Nebraska Academy of Sciences

 

Date of this Version

1981

Comments

1981. Transactions of the Nebraska Academy of Sciences, IX:57-65. Copyright © 1981 Schultz

Abstract

The Quaternary Provincial Land Mammal Ages (Blancan, Irvingtonian, Rancholabrean, and Recent) are here correlated with the fossliferous valley-fill sequences in the Great Plains of North America, based on faunal, stratigraphic, and geomorphologic evidence.

The fossil mammals from the valley-fills (Broadwater) of the highest terrace (Terrace-5, T-5) are of Blancan age, long known to be equivalent to the Villafranchian of Europe and Asia. The earliest Blancan faunas, chiefly from the middle part of the Broadwater, are equal to the Late Rexroadian of Kansas, whereas the later ones, from the upper or Red Cloud portion of the Broadwater, equate with the Senecan of central Nebraska.

The mammals from the next-younger terrace (T-4), which come from the lower and middle parts (provisionally Sappan) as well as from the upper part (designated Sheridanian, although this term could be applied to the whole), correlate with the Irvingtonian.

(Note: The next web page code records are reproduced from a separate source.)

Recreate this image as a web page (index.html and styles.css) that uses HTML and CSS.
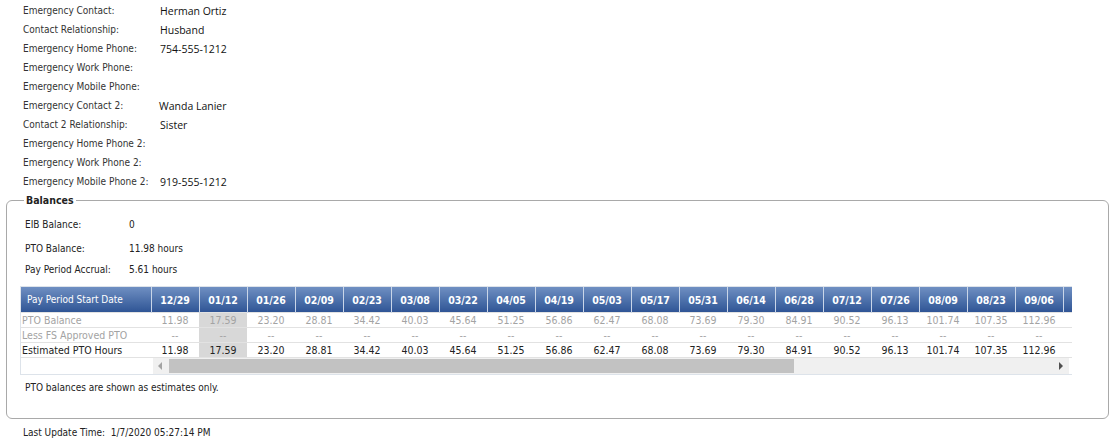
FILE: index.html
```html
<!DOCTYPE html>
<html lang="en">
  <head>
    <meta charset="UTF-8" />
    <title>Employee Details</title>
    <link rel="stylesheet" href="styles.css">
  </head>
  <body>
    <div class="contacts">
      <div class="row"><span class="label">Emergency Contact:</span><span class="value">Herman Ortiz</span></div>
      <div class="row"><span class="label">Contact Relationship:</span><span class="value">Husband</span></div>
      <div class="row"><span class="label">Emergency Home Phone:</span><span class="value">754-555-1212</span></div>
      <div class="row"><span class="label">Emergency Work Phone:</span><span class="value"></span></div>
      <div class="row"><span class="label">Emergency Mobile Phone:</span><span class="value"></span></div>
      <div class="row"><span class="label">Emergency Contact 2:</span><span class="value shift">Wanda Lanier</span></div>
      <div class="row"><span class="label">Contact 2 Relationship:</span><span class="value">Sister</span></div>
      <div class="row"><span class="label">Emergency Home Phone 2:</span><span class="value"></span></div>
      <div class="row"><span class="label">Emergency Work Phone 2:</span><span class="value"></span></div>
      <div class="row"><span class="label">Emergency Mobile Phone 2:</span><span class="value">919-555-1212</span></div>
    </div>

    <fieldset class="balances">
      <legend>Balances</legend>
      <div class="bal-row"><span class="bal-label">EIB Balance:</span><span>0</span></div>
      <div class="bal-row"><span class="bal-label">PTO Balance:</span><span>11.98 hours</span></div>
      <div class="bal-row tight"><span class="bal-label">Pay Period Accrual:</span><span>5.61 hours</span></div>

      <div class="grid-wrap">
        <table class="grid">
          <colgroup>
            <col class="first" />
            <col span="20" class="date" />
          </colgroup>
          <thead>
            <tr>
              <th class="rowhead">Pay Period Start Date</th>
              <th>12/29</th><th>01/12</th><th>01/26</th><th>02/09</th><th>02/23</th>
              <th>03/08</th><th>03/22</th><th>04/05</th><th>04/19</th><th>05/03</th>
              <th>05/17</th><th>05/31</th><th>06/14</th><th>06/28</th><th>07/12</th>
              <th>07/26</th><th>08/09</th><th>08/23</th><th>09/06</th><th></th>
            </tr>
          </thead>
          <tbody>
            <tr class="muted">
              <td class="rowhead">PTO Balance</td>
              <td>11.98</td><td class="current">17.59</td><td>23.20</td><td>28.81</td><td>34.42</td>
              <td>40.03</td><td>45.64</td><td>51.25</td><td>56.86</td><td>62.47</td>
              <td>68.08</td><td>73.69</td><td>79.30</td><td>84.91</td><td>90.52</td>
              <td>96.13</td><td>101.74</td><td>107.35</td><td>112.96</td><td></td>
            </tr>
            <tr class="muted">
              <td class="rowhead">Less FS Approved PTO</td>
              <td>--</td><td class="current">--</td><td>--</td><td>--</td><td>--</td>
              <td>--</td><td>--</td><td>--</td><td>--</td><td>--</td>
              <td>--</td><td>--</td><td>--</td><td>--</td><td>--</td>
              <td>--</td><td>--</td><td>--</td><td>--</td><td></td>
            </tr>
            <tr>
              <td class="rowhead">Estimated PTO Hours</td>
              <td>11.98</td><td class="current">17.59</td><td>23.20</td><td>28.81</td><td>34.42</td>
              <td>40.03</td><td>45.64</td><td>51.25</td><td>56.86</td><td>62.47</td>
              <td>68.08</td><td>73.69</td><td>79.30</td><td>84.91</td><td>90.52</td>
              <td>96.13</td><td>101.74</td><td>107.35</td><td>112.96</td><td></td>
            </tr>
          </tbody>
        </table>
        <div class="scroll-row">
          <div class="scroll-spacer"></div>
          <div class="scroll-track">
            <span class="arrow left"></span>
            <span class="thumb"></span>
            <span class="arrow right"></span>
          </div>
        </div>
      </div>

      <p class="note">PTO balances are shown as estimates only.</p>
    </fieldset>

    <div class="updated">Last Update Time:&nbsp; 1/7/2020 05:27:14 PM</div>
  </body>
</html>
```

FILE: styles.css
```css
body {
  margin: 0;
  padding: 0;
  background-color: #fff;
  color: #222;
  font-family: "DejaVu Sans", Verdana, sans-serif;
  font-stretch: condensed;
  font-size: 10px;
}
.contacts {
  padding: 1px 0 0 23px;
}
.row {
  display: flex;
  align-items: center;
  height: 19px;
}
.label {
  width: 137px;
  color: #333;
}
.value {
  font-family: "Open Sans", "Noto Sans", sans-serif;
  font-stretch: normal;
  font-size: 10.5px;
  color: #111;
}
.value.shift {
  margin-left: -1px;
}
.balances {
  margin: 3px 5px 0 6px;
  padding: 6px 36px 10px 13px;
  border: 1px solid #a9a9a9;
  border-radius: 6px;
}
.balances legend {
  margin-left: 4px;
  padding: 0 2px;
  font-weight: bold;
  font-size: 10.5px;
  color: #222;
}
.bal-row {
  display: flex;
  align-items: center;
  height: 24px;
  padding-left: 5px;
}
.bal-row.tight {
  height: 19px;
  margin-bottom: 7px;
}
.bal-label {
  width: 104px;
}
.grid-wrap {
  width: 1051px;
  overflow: hidden;
  border: 1px solid #dde3ea;
  border-right: none;
}
.grid {
  table-layout: fixed;
  border-collapse: collapse;
  width: 1090px;
}
.grid col.first {
  width: 130px;
}
.grid col.date {
  width: 48px;
}
.grid th {
  height: 25px;
  padding: 0;
  color: #fff;
  font-size: 10.5px;
  font-weight: bold;
  text-align: center;
  background: linear-gradient(#6f8fc2, #2f5595);
  border-left: 1px solid #c9d5e8;
}
.grid th.rowhead {
  text-align: left;
  padding-left: 6px;
  font-size: 10px;
  font-weight: normal;
  border-left: none;
}
.grid td {
  height: 14px;
  padding: 0;
  text-align: center;
  font-size: 10.5px;
  border-top: 1px solid #e2e2e2;
  white-space: nowrap;
}
.grid td.rowhead {
  text-align: left;
  padding-left: 1px;
  font-size: 10.5px;
}
.grid tr.muted td {
  color: #a3a3a3;
}
.grid td.current {
  background-color: #d8d8d8;
}
.scroll-row {
  display: flex;
  height: 16px;
  border-top: 1px solid #e2e2e2;
}
.scroll-spacer {
  width: 132px;
  flex: none;
}
.scroll-track {
  position: relative;
  width: 916px;
  background-color: #f0f0f0;
}
.thumb {
  position: absolute;
  left: 16px;
  top: 1px;
  width: 625px;
  height: 14px;
  background-color: #c2c2c2;
}
.arrow {
  position: absolute;
  top: 4px;
  width: 0;
  height: 0;
  border-top: 4px solid transparent;
  border-bottom: 4px solid transparent;
}
.arrow.left {
  left: 5px;
  border-right: 4px solid #a3a3a3;
}
.arrow.right {
  right: 6px;
  border-left: 4px solid #505050;
}
.note {
  margin: 7px 0 15px 5px;
}
.updated {
  padding: 8px 0 0 23px;
}
```
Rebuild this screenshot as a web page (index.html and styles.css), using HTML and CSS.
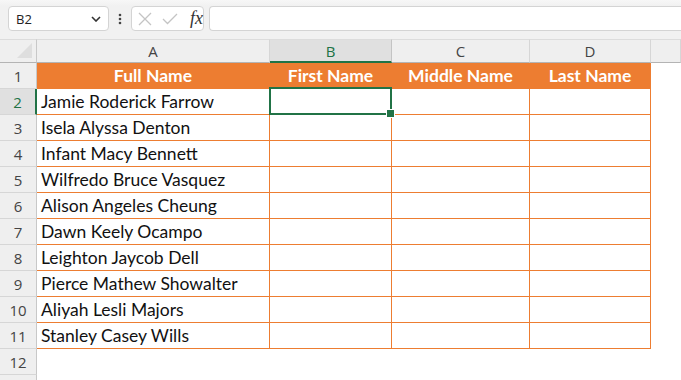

The uppermost parts of both the T-5 and T-4, equal to Sangamon ("Last Interglacial") and Wisconsin ("Last Glacial"), together with the T-3 and T-2B sediments, yield fossil mammals that correlate with the Rancholabrean. The Rancholabrean seems to have required not more than 120,000 yr contrasted with perhaps 2 m.y. necessary for the Irvingtonian. The very youngest valley-fills (of T-2A, T-1, and T-0) are Recent or Holocene, representing only the last 10,500 to 12,500 yr or so.

A major unconformity and faunal break separate these Quaternary valley-fills from the Latest Tertiary Kimball Formation of the Ogallala Group, dividing the Blancan from the Kimballian. It seems clear that the "Great Ice Age" may be considered to have begun perhaps 3.2 m.y. ago, and that the Pliocene/Quaternary boundary probably should be drawn between the Kimball and Broadwater. This boundary corresponds very closely to the Pliocene/Quaternary break identified in deep sea cores and elsewhere in the world by many workers.